Required task:
Copy the lines of the data below exactly, starting at the first and stopping after the line that contains "import React from"; include no pictures.

Given data:
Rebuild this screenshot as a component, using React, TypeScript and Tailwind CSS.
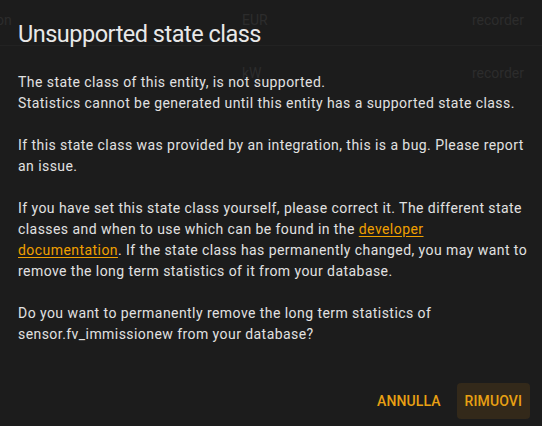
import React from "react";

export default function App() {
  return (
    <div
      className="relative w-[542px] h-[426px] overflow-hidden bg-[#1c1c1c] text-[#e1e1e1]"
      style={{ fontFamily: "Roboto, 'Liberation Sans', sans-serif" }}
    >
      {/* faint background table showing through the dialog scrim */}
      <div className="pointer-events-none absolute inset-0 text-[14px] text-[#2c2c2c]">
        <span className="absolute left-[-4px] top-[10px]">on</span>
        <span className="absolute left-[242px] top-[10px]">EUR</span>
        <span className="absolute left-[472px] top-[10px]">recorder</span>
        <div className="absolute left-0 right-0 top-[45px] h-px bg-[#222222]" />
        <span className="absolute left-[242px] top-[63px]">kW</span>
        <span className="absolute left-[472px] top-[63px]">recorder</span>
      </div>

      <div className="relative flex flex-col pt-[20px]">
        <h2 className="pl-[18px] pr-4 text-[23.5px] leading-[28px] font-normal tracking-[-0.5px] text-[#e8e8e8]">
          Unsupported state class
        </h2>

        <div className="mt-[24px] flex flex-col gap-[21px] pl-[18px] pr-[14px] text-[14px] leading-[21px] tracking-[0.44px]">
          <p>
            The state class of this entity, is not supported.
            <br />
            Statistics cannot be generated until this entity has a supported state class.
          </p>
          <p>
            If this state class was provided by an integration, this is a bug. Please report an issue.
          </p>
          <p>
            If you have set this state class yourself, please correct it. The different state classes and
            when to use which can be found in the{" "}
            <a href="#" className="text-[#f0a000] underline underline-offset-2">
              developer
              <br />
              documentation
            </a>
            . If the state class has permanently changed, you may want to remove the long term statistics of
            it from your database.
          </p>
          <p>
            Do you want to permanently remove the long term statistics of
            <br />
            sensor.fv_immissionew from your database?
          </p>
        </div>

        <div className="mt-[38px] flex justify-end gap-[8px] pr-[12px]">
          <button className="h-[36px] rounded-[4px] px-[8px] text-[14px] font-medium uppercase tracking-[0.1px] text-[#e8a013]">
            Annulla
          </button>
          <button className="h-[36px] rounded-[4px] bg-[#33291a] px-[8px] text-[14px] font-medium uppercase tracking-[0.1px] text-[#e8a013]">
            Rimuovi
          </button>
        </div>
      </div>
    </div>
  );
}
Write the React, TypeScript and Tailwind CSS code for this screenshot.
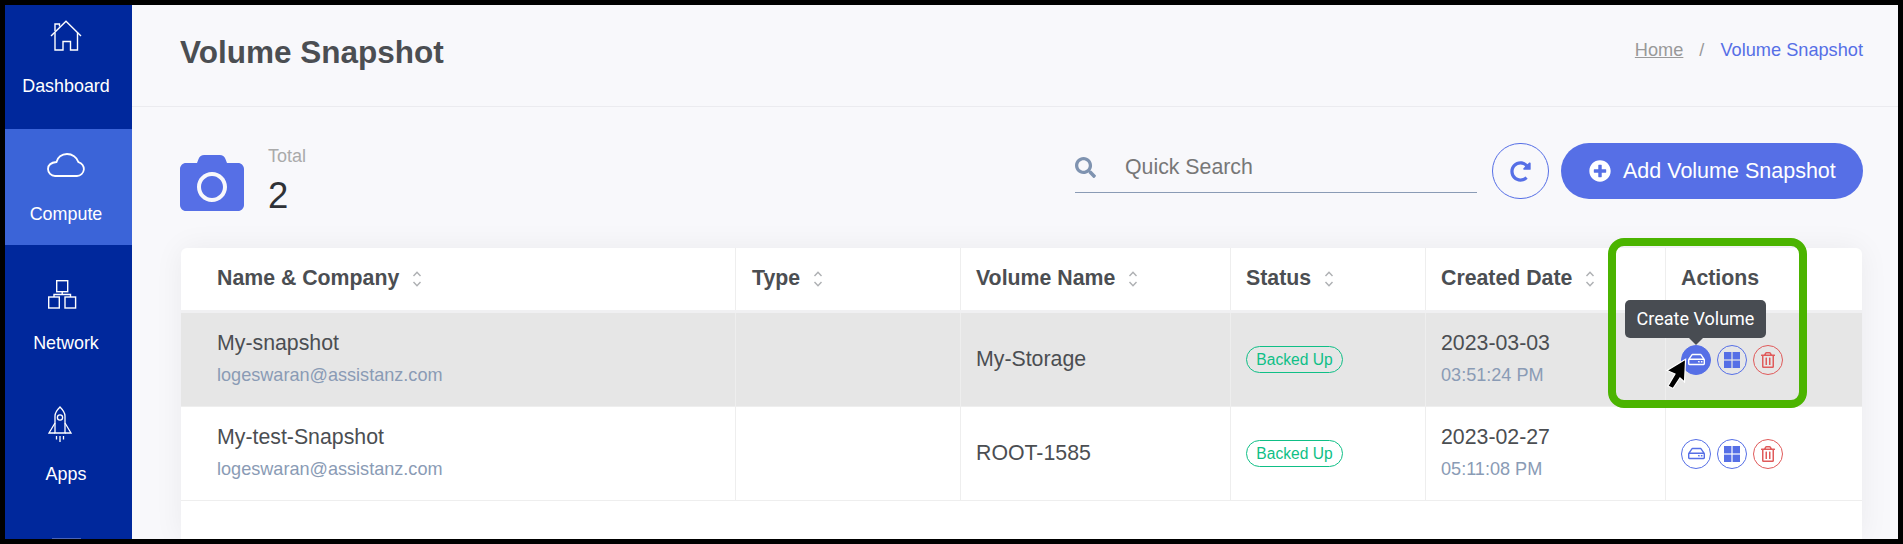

Exercise output:
Rebuild this screenshot as a component, using React, TypeScript and Tailwind CSS.
import React from "react";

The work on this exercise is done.